State Law Claims and Supplemental Jurisdiction
The court addressed the plaintiffs' various state law claims and the issue of supplemental jurisdiction. It determined that while the federal claims had sufficient substance to confer jurisdiction, most state law claims were not sufficiently related to the surviving federal claims. The court identified that the state law claims—particularly those related to the TCRP and the quality of training—did not arise from the same nucleus of operative facts as the federal overtime claims. As a result, the court opted not to exercise supplemental jurisdiction over these claims, dismissing them without prejudice. This was based on the principle that state claims must be sufficiently connected to the federal claims to warrant a court's jurisdiction. The court indicated that allowing the plaintiffs to pursue these state claims in a separate forum would be appropriate, as they did not share the same legal and factual foundation as the surviving federal claims.
Conclusion of the Court
The court ultimately granted in part and denied in part the defendants' motion to dismiss. It allowed the claims related to unpaid overtime during the training periods for Durkiewicz and Reyes to proceed, while dismissing the TCRP-related claims due to lack of standing and the absence of actual harm.
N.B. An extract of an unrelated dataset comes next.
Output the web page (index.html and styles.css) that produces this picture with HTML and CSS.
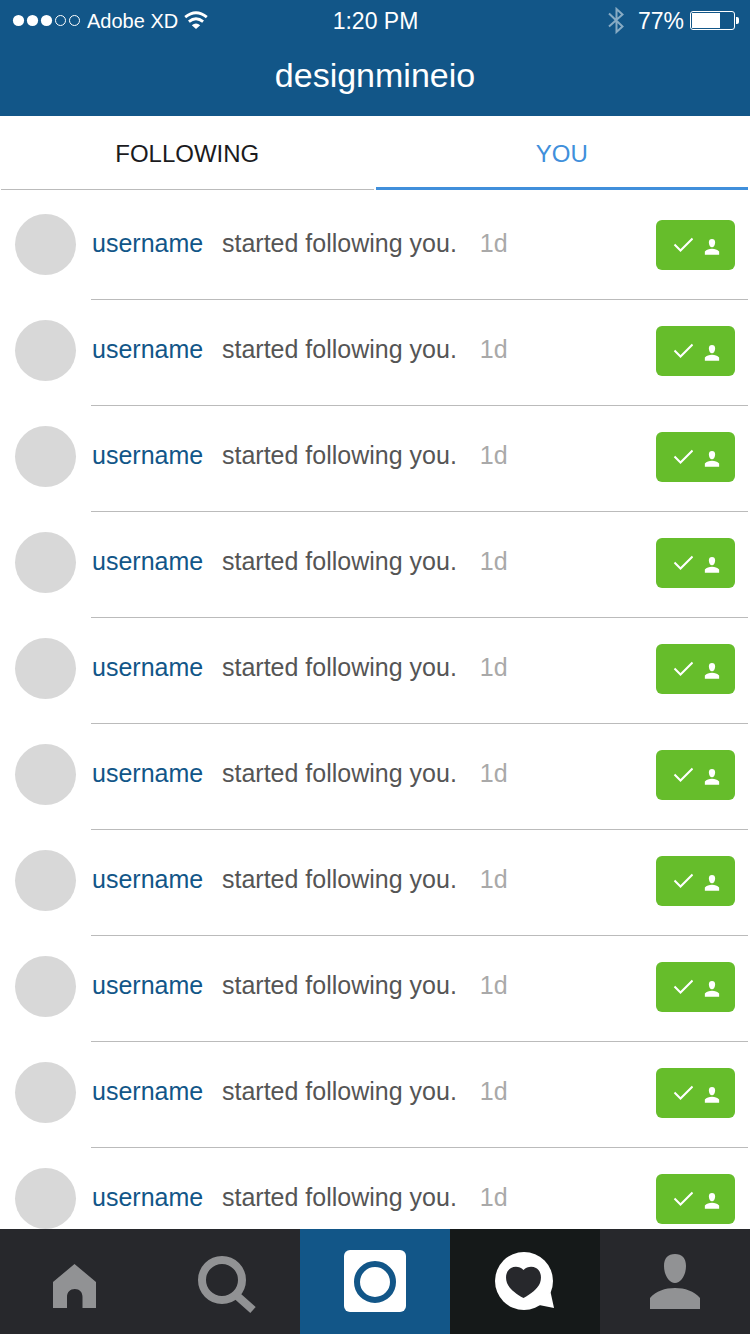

The court also permitted the misclassification claims to go forward, acknowledging the need for a factual determination regarding the plaintiffs' duties. However, it dismissed several state law claims for lack of supplemental jurisdiction, emphasizing that these claims were not sufficiently related to the federal claims. The court set a date for further status to discuss the remaining claims, indicating that while some aspects of the case were resolved, others would continue to be litigated.